Si le chef de l’Etat sortant Goodluck Jonathan, chrétien du Sud, part favoris de la course à la présidentielle -deux sondages réalisés par Ipsos et TNS le créditent de plus de 60% des suffrages- pour s’assurer la victoire dés le premier tour, il doit obtenir 25% des votes dans les 2/3 des Etats de la fédération. Une donne que comptent bien bousculer ses trois principaux adversaires.
En s’appuyant sur leurs soutiens régionaux, l’ex-général Muhammadu Buhari, dans le Nord-Est, Nuhu Ribadu dans le Sud-Ouest et Ibrahim Shekarau dans le Nord misent sur un second tour. Au delà de cette bataille, les observateurs estiment que le PDP pourrait également être mis en difficulté par le CPC (Congres pour le Changement progressif), ACN (L’action Congress du Nigeria) et LP (parti travailliste) lors des élections parlementaires et des gouverneurs et ainsi porter un coup à 12 ans de domination du parti au pouvoir.
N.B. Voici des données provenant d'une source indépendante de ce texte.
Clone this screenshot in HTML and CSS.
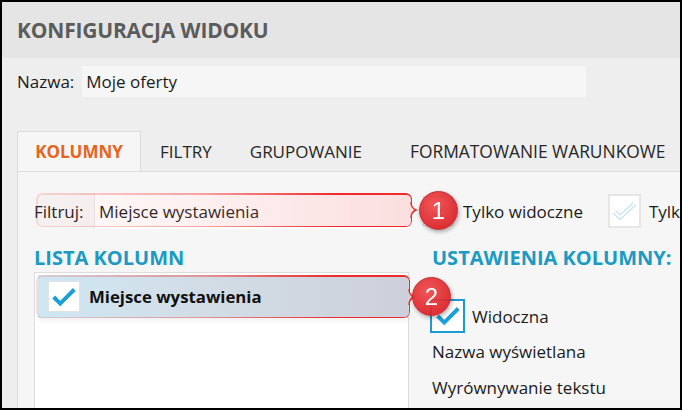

Des élections libres et transparentes ?
Bourrages d’urnes, inscriptions de faux noms tels que Nelson Mandela, Mike Tyson ou encore Michael Jackson, les élections de 2007 avaient été entachées de fraudes et largement critiquées par la communauté internationale. Celles-ci seront « libres et transparentes ». La formule a été martelée par le président sortant Goodluck Jonathan depuis son arrivée au pouvoir en mai 2010.
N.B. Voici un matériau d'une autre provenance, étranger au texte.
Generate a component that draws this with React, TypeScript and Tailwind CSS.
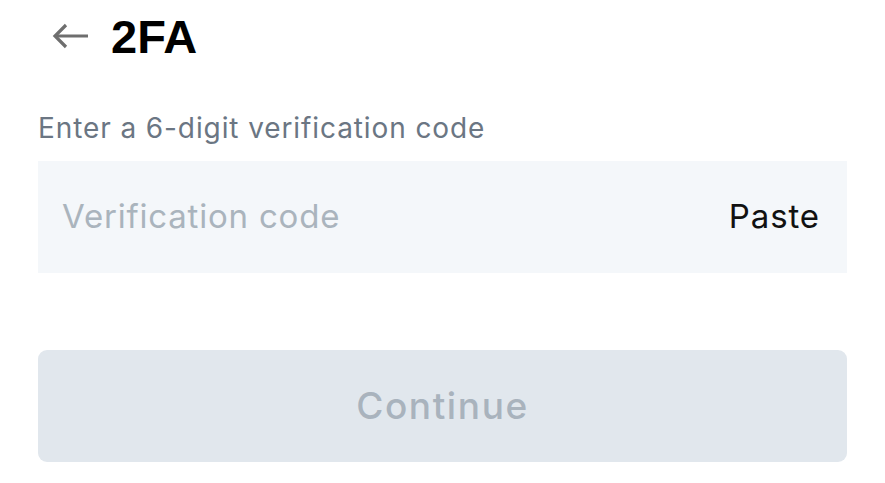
export default function App() {
  return (
    <div className="w-[885px] h-[483px] bg-white overflow-hidden" style={{ fontFamily: 'Inter, "Noto Sans", sans-serif' }}>
      <div className="flex items-center h-[72px] pl-[52px]">
        <svg width="38" height="26" viewBox="0 0 38 26" fill="none" stroke="#6e6e6e" strokeWidth="3.2" strokeLinecap="butt">
          <path d="M36 13H3" />
          <path d="M14 2L3 13l11 11" />
        </svg>
        <span className="ml-[21px] text-[47px] leading-none font-bold text-black" style={{ fontFamily: '"Liberation Sans", Arial, sans-serif' }}>2FA</span>
      </div>
      <div className="px-[38px]">
        <div className="mt-[40px] text-[28px] leading-[32px] tracking-[0.9px] text-[#6b7683]">Enter a 6-digit verification code</div>
        <div className="mt-[17px] h-[112px] bg-[#f4f7fa] flex items-center justify-between pl-[24px] pr-[27px]">
          <span className="text-[33px] tracking-[0.8px] text-[#aab4bd]">Verification code</span>
          <span className="text-[33px] tracking-[0.9px] text-[#111111]">Paste</span>
        </div>
        <div className="mt-[77px] h-[112px] bg-[#e1e7ed] rounded-[9px] flex items-center justify-center">
          <span className="text-[37px] font-medium tracking-[1.6px] text-[#a9b3bd]">Continue</span>
        </div>
      </div>
    </div>
  );
}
Gage de sa crédibilité, il a nommé à la tête de l’Inec, la Commission nationale électorale indépendante, Attahiru Jega, un universitaire, réputé droit et intransigeant qui s’est attelé à déployer le maximum de bureau de votes dans le pays et à renouveler le fichier électoral. Environ 200 observateurs étrangers ont été déployés. Quant aux 73,5 millions d'électeurs, ils espèrent beaucoup de leur vote. « Les attentes sont telles qu’on ne peut pas se permettre une seule erreur », estime Jide Ojo, de l’IFES, la Fondation internationale pour les systèmes électoraux. « La sécurité les jours de vote sera le véritable test, elle sera clé pour déterminer la perception des électeurs ».
Le poids des jeunes ?
Premiers à attendre de ces élections : les jeunes. Les moins de 35 ans représentent près de 65% des 73,5 millions d'électeurs soit quelques 47 millions de personnes. Une cible qui n’a pas échappée aux hommes politiques. Pendant que certains exploitent le sous-emploi en armant des gangs, les candidats cherchent aussi à récolter leurs voix. Le président sortant Goodluck Jonathan en tête de file.
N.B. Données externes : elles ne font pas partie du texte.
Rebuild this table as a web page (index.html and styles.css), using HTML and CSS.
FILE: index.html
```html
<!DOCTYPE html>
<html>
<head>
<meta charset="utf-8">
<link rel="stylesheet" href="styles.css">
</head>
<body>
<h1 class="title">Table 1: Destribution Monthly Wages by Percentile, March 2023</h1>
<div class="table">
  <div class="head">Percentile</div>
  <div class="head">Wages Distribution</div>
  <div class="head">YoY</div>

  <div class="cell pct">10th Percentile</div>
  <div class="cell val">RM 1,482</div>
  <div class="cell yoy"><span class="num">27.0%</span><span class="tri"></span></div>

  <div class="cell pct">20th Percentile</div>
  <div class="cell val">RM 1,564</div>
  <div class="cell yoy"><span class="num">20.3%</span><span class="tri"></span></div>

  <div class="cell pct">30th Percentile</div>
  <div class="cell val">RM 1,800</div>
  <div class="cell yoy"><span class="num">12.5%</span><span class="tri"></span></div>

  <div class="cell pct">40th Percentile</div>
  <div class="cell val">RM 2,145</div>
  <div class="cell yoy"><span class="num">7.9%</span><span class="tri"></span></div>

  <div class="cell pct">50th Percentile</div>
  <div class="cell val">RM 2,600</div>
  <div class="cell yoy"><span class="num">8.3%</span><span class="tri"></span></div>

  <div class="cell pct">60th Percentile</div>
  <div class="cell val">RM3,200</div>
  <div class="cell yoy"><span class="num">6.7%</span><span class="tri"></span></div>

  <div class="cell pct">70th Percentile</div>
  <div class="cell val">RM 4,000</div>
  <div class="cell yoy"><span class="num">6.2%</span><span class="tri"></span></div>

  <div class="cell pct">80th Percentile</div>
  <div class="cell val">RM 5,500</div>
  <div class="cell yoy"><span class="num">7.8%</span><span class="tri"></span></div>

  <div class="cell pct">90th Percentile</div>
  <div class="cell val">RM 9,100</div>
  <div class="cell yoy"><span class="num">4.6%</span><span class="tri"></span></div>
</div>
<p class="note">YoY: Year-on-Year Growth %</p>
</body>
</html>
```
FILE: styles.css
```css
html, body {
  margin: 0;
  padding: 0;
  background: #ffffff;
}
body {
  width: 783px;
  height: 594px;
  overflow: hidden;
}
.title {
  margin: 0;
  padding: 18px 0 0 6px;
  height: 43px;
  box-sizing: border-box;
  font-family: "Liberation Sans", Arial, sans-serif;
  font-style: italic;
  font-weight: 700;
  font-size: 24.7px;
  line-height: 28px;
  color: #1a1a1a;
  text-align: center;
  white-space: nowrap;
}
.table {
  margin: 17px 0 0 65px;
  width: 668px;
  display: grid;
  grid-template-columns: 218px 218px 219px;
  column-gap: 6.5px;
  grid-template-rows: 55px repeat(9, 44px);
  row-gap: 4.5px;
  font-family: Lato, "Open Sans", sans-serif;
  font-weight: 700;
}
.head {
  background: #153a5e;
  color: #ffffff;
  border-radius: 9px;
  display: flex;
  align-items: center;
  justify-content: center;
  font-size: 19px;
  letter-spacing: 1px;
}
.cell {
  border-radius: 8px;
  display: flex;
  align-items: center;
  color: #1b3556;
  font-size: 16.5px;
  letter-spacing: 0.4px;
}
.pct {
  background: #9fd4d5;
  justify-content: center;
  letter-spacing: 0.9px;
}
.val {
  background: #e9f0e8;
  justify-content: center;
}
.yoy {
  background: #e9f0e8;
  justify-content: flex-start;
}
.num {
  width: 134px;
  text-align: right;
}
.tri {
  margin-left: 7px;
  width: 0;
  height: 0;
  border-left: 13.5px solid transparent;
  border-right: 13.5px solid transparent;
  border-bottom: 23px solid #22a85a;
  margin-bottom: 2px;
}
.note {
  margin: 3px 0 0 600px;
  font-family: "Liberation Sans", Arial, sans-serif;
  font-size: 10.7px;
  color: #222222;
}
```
Depuis bientôt un an, il abreuve son compte Facebook et Twitter de posts quasi-quotidiens. Ces dernières semaines, il s’est même fendu d’une pub caricaturale dans les quotidiens. On l’y voit, les bras croisés, un polo rayé sur le dos, tel le parfait étudiant surmonté d’un grand LOL (Laugh out Loud en anglais) d’un smiley et de cette phrase : « il n’y a qu’un président qui comprend votre langage ».
Cyberconnectés et branchés sur Blackberry, toute une frange d’étudiants et de revenants au pays se sont d’ailleurs emparés du champ politique. Bien décidés à faire valoir leurs droits, ils se sont organisés en associations. Depuis plusieurs mois, des groupes tels que Sleeves Up, Vote or Quench, Enough is Enough, battent campagne au son de « votre vote compte ». Afin de contrôler la crédibilité des scrutins, ils ont aussi mis au point des logiciels pour smartphone (Revoda par exemple) permettant à tout votant d’échanger des informations et des photos.
Le rôle des nouvelles technologies ?
Après avoir crée polémique, le cellulaire a finalement été accepté dans les bureaux de vote. Une donne importante. Avec prés de 29% de Nigérians connectés à Internet et 70 millions de détenteurs de portables -soit près de la moitié de la population- les nouvelles technologies de l’information et de la communication devraient influer sur le déroulement des scrutins.
« Plus il y a de plates-formes à la portée des électeurs, mieux c’est : cela permet d’améliorer la connaissance, mais la question, c’est quelle connaissance ? » tempère Julius Mucunguzi, un observateur du Commonwealth. « Les technologies ne sont pas la panacée et tout dépend à quelles fins elles seront utilisées ». La Commission électorale a d’ailleurs déjà mis en garde : pas question d’annoncer des résultats avant les autorités au risque de semer la confusion et de déclencher des violences.